Mesoscale Modeling of Phase Separation in Structured Fluids

Phase separation of polymeric fluids yields structures used in a variety of engineering applications from gas separations to bicontinuous structures with complimentary phases. Often, the constituent phases are amorphous with no large-scale internal structure, for which the dynamics of phase separation are well established. However, when one of the phases is ordered, such as in a liquid crystal, the kinetics of phase separation and predictions of the structures that form are comparatively poorly understood, especially at mesoscale length scales due to compuitational constraints. We present a computationally efficient coarse-grained molecular model for liquid crystals capable of forming both nematic and smectic phases. This model allows for the study of intermediate out-of-equilibrium states as the system undergoes phase separation.
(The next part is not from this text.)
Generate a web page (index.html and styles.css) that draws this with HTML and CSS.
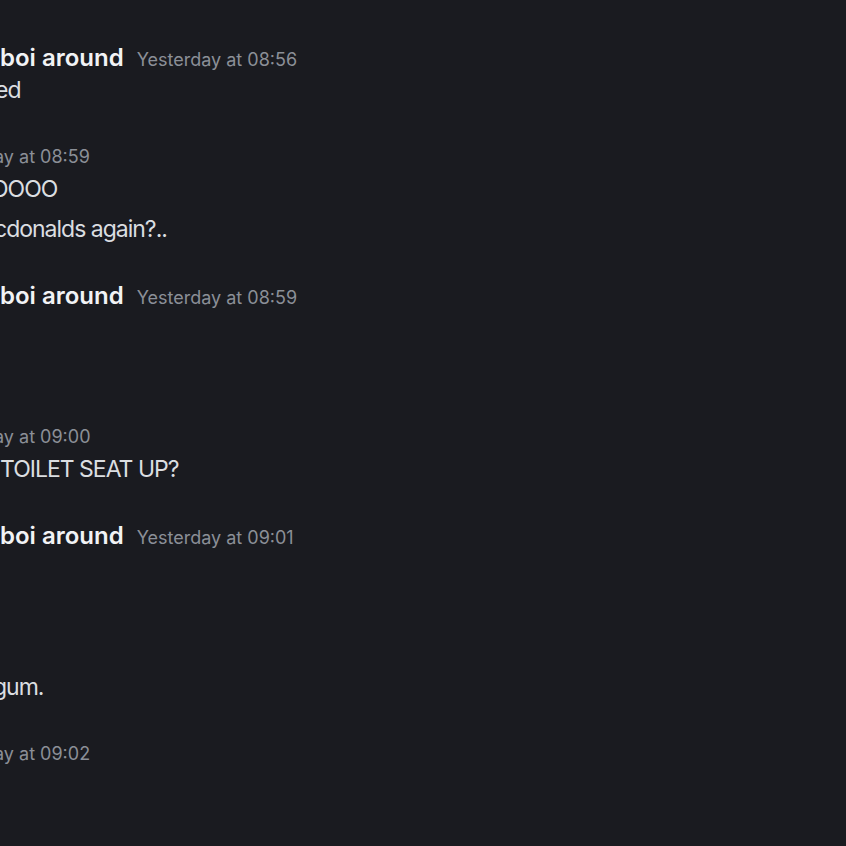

By varying the volume fraction, the phase formed by the liquid crystal, and its anchoring conditions with respect to the polymer, we observe a variety of structures during the phase separation process. We studied the coarsening dynamics of the systems via structure factor analysis and characterized their interfacial geometry by quantifying the curvature of the liquid crystal-polymer interface, thereby highlighting the emergence of various novel features compared to phase separation in isotropic fluids. We hope the improved understanding of these structured fluid systems will lead to novel materials featuring tailored interfaces for use in membrane technologies.